The Court of Appeals of Ohio reasoned that the trial court correctly applied the law of the case doctrine, which prevents parties from raising new legal issues on remand that contradict previous arguments or positions taken in earlier appeals. In this instance, the Tabbaas had previously engaged in litigation where they did not assert claims of fraud as grounds to set aside the settlement agreement until after the remand hearing. The court noted that the Tabbaas were aware of the garnishment action, which was a critical element of their claim, yet they chose not to raise it in earlier proceedings. This failure to address the alleged fraud earlier was viewed as an oversight that undermined their credibility in seeking to set aside the agreement later on. Consequently, the court found that allowing the Tabbaas to introduce a new allegation of fraud would contradict their previous positions, thus adhering to the law of the case doctrine. The court emphasized that it promotes the consistency and efficiency of judicial proceedings and avoids endless litigation by settling issues that have been previously adjudicated. Therefore, the trial court properly denied the Tabbaas' request for an evidentiary hearing based on this doctrine.

Formation and Intent of the Settlement Agreement

The court determined that the parties had formed a valid and binding settlement agreement during their August 20 hearing, as they intended to be bound by the terms recited on the record. The court noted that an oral settlement agreement is enforceable if the parties express their intent to be bound by its material terms, and the recitation of terms in court reflected such intent. The Tabbaas contended that the written agreement drafted by Koglman included additional terms that were not part of the original agreement; however, the court found that these terms were consistent with what the parties had discussed. The court highlighted that parties in a settlement may reasonably expect some terms to be fleshed out in writing after reaching an oral agreement. The inclusion of indemnification clauses and the identification of additional parties were considered reasonable extensions of the original agreement, as they aligned with the intent to resolve all disputes arising from the lease. Thus, the court concluded that the trial court did not err in adopting the terms as drafted by Koglman, as they accurately represented the parties' original agreement to settle all claims.

Assessment of Additional Terms in the Settlement

In considering the Tabbaas' arguments regarding the inclusion of additional terms in the settlement agreement, the court concluded that the trial court acted within its discretion by enforcing the agreement as drafted by Koglman. The Tabbaas raised objections about the addition of certain parties and indemnification clauses not explicitly discussed during the original settlement. However, the court found sufficient evidence indicating that both parties intended to include the business entities owned by the Tabbaas in the settlement, as they had previously acknowledged the comprehensive nature of the settlement. The court noted that the Tabbaas had not sufficiently refuted Koglman's claims about their ownership interest in the businesses included in the agreement. Regarding the indemnification clause, the court ruled that it was justified since the Tabbaas had previously represented that they owned the equipment and fixtures, and thus had the authority to indemnify Koglman for any claims involving those items. The court concluded that these additional terms were necessary to fulfill the parties' intent to settle all issues related to the breach of lease case.

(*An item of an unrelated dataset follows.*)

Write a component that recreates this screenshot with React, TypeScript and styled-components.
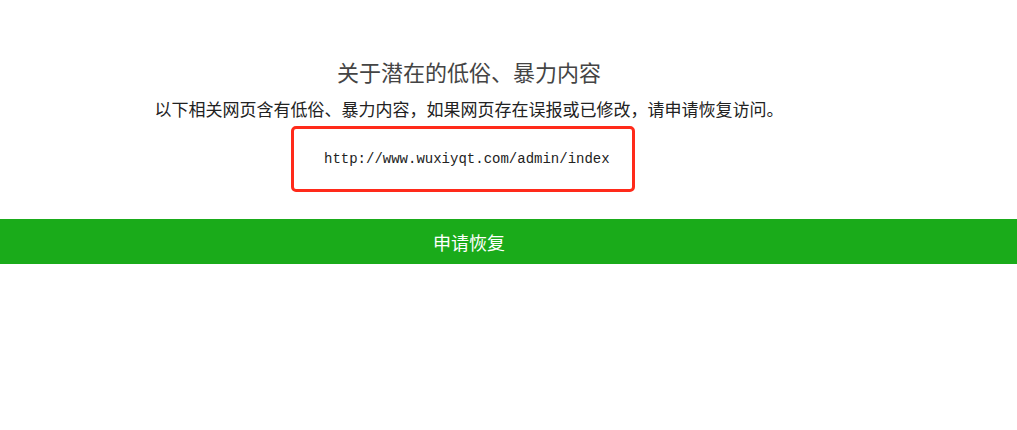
import styled, { createGlobalStyle } from 'styled-components'

const Global = createGlobalStyle`
  body {
    margin: 0;
    background: #fff;
    font-family: "Liberation Sans", "Noto Sans CJK SC", sans-serif;
  }
`

const Page = styled.div`
  width: 100%;
`

const Inner = styled.div`
  width: 938px;
  display: flex;
  flex-direction: column;
  align-items: center;
`

const Top = styled(Inner)`
  padding-top: 59px;
`

const Title = styled.h2`
  margin: 0;
  font-size: 22px;
  font-weight: normal;
  line-height: 30px;
  color: #444;
`

const Desc = styled.p`
  margin: 11px 0 0;
  font-size: 17px;
  line-height: 22px;
  color: #222;
`

const UrlBox = styled.div`
  margin: 4px 12px 0 0;
  width: 308px;
  height: 60px;
  padding-left: 30px;
  border: 3px solid #ff2a1a;
  border-radius: 5px;
  display: flex;
  align-items: center;
`

const Url = styled.span`
  font-family: "Liberation Mono", monospace;
  font-size: 14px;
  color: #222;
`

const Bar = styled.div`
  margin-top: 27px;
  background: #1aab1a;
  height: 45px;
`

const BarInner = styled(Inner)`
  height: 100%;
  justify-content: center;
`

const BarText = styled.span`
  color: #fff;
  font-size: 18px;
`

export default function App() {
  return (
    <Page>
      <Global />
      <Top>
        <Title>关于潜在的低俗、暴力内容</Title>
        <Desc>以下相关网页含有低俗、暴力内容，如果网页存在误报或已修改，请申请恢复访问。</Desc>
        <UrlBox>
          <Url>http://www.wuxiyqt.com/admin/index</Url>
        </UrlBox>
      </Top>
      <Bar>
        <BarInner>
          <BarText>申请恢复</BarText>
        </BarInner>
      </Bar>
    </Page>
  )
}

Post-Judgment Interest and Its Accrual

The court addressed the issue of post-judgment interest, affirming that the trial court correctly awarded interest on the $300,000 judgment against the Tabbaas. The Tabbaas argued that interest should not accrue because they had filed a supersedeas bond, which they claimed prevented them from having "use" of the money. Nonetheless, the court explained that the accrual of post-judgment interest is typically automatic under Ohio law unless a judgment debtor makes an unconditional payment or demonstrates circumstances that would toll the accrual of interest. Since the Tabbaas did not provide sufficient evidence that the garnishment affected their obligation to pay interest on the judgment, the court maintained that post-judgment interest continued to accrue. The court further clarified that filing a bond does not negate the right to interest; instead, it is the retention of the funds that affects whether interest continues to accrue. Therefore, the court upheld the trial court's decision to award post-judgment interest as appropriate and consistent with statutory requirements.

Due Process Concerns Regarding Ex Parte Communication

The court examined the Tabbaas' claim that they were denied due process due to Koglman's ex parte communication with the trial court following the evidentiary hearing. The Tabbaas argued that Koglman's submission of a letter to the court, which included additional information and a proposed journal entry, was improper and influenced the trial court's decision. However, the court found that the Tabbaas were not prejudiced by this action because they received a copy of the letter and had an opportunity to respond. The court emphasized that due process requires that parties have notice and an opportunity to be heard, which was satisfied in this case. Furthermore, the court noted that the trial court's decision was supported by ample competent evidence independent of Koglman's letter. As a result, the court concluded that there was no violation of due process rights, affirming the trial court's reliance on the information presented during the hearing and in the record.